Incorporation of Documents and Parol Evidence
In addressing the incorporation of documents, the court examined A A's claim that its purchase order, which included a merger clause, precluded reference to TES's bid sheet. A A argued that without this reference, the purchase order should be interpreted as allowing for an unlimited quantity of duct work. However, the court held that the merger clause did not explicitly exclude consideration of surrounding circumstances, including the bid sheet and the parties' course of performance. The court reasoned that the UCC encourages the use of evidence from prior dealings and industry practices to give context to agreements. The trial court appropriately referenced the bid sheet as it contained a specific quantity and price, which A A's purchase order acknowledged. The court emphasized that a merger clause alone does not negate the admissibility of such evidence unless it specifically states otherwise. Thus, the trial court's decision to include the bid sheet in its interpretation of the contract was supported by the UCC's provisions and the facts surrounding the agreement.
Attorney Fees Award
The court also upheld the trial court's award of attorney fees to TES, finding that it was consistent with the terms of A A's purchase order. The purchase order included a provision stating that the prevailing party in any action to enforce the order would be entitled to recover reasonable attorney fees. The court noted that the determination of attorney fees is generally within the discretion of the trial court, which is well-positioned to assess the reasonableness of such fees based on the evidence presented. TES provided a detailed invoice of its attorney fees, which the trial court reviewed and found sufficient to support the award. Although A A argued that the fee amount was excessive, the court maintained that the trial court acted within its discretion, especially considering the prolonged nature of the litigation and various complexities that arose during the case.
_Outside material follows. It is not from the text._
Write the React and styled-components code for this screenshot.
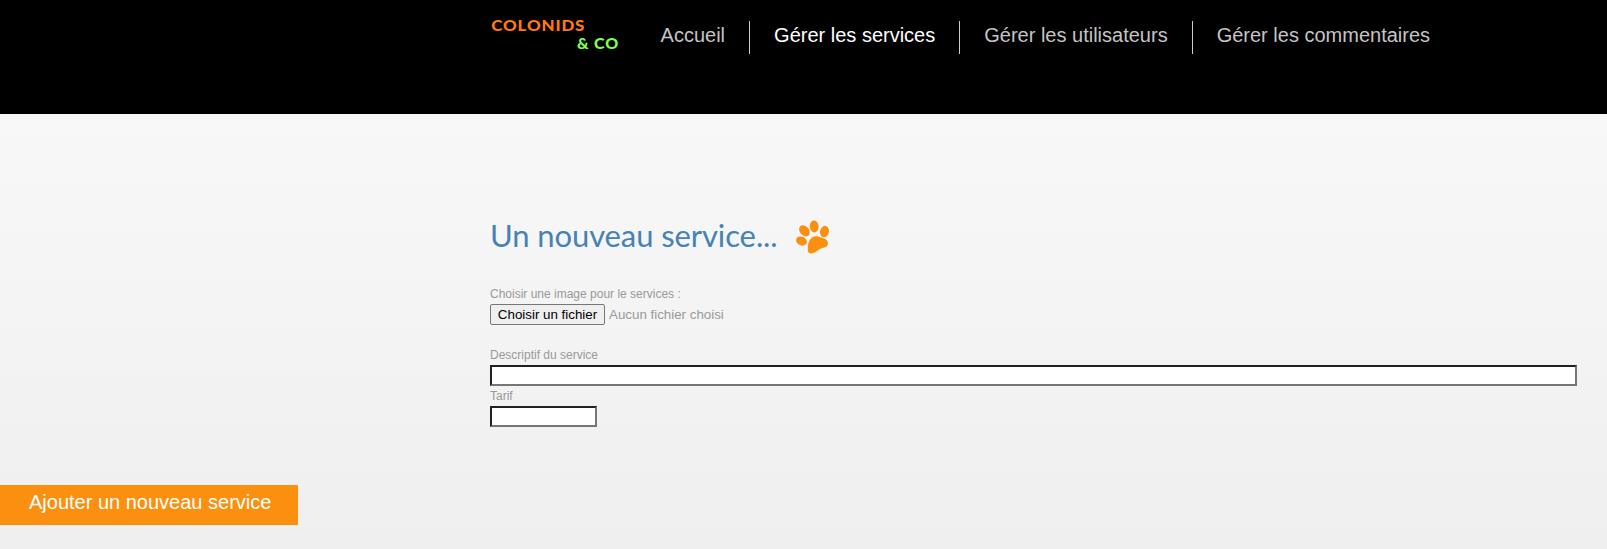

The court concluded that the fee award, while substantial, did not need to be strictly proportional to the damages awarded, affirming the trial court's decision.
Conclusion
In conclusion, the Kentucky Court of Appeals affirmed the trial court's decision, determining that A A was liable for breach of contract for failing to pay for the duct work supplied by TES. The court upheld the trial court's interpretation of the contract, reasoning that it was governed by the UCC and that the parties had established a specific quantity and price for the goods. Additionally, the court found that A A's demand for additional duct work was unreasonable and unjustified under the terms of the contract. The award of attorney fees was also deemed appropriate, with the court supporting the trial court's discretion in determining the reasonableness of the fees claimed by TES. Consequently, the court's ruling reinforced the importance of adhering to contractual terms and the implications of the UCC in commercial transactions.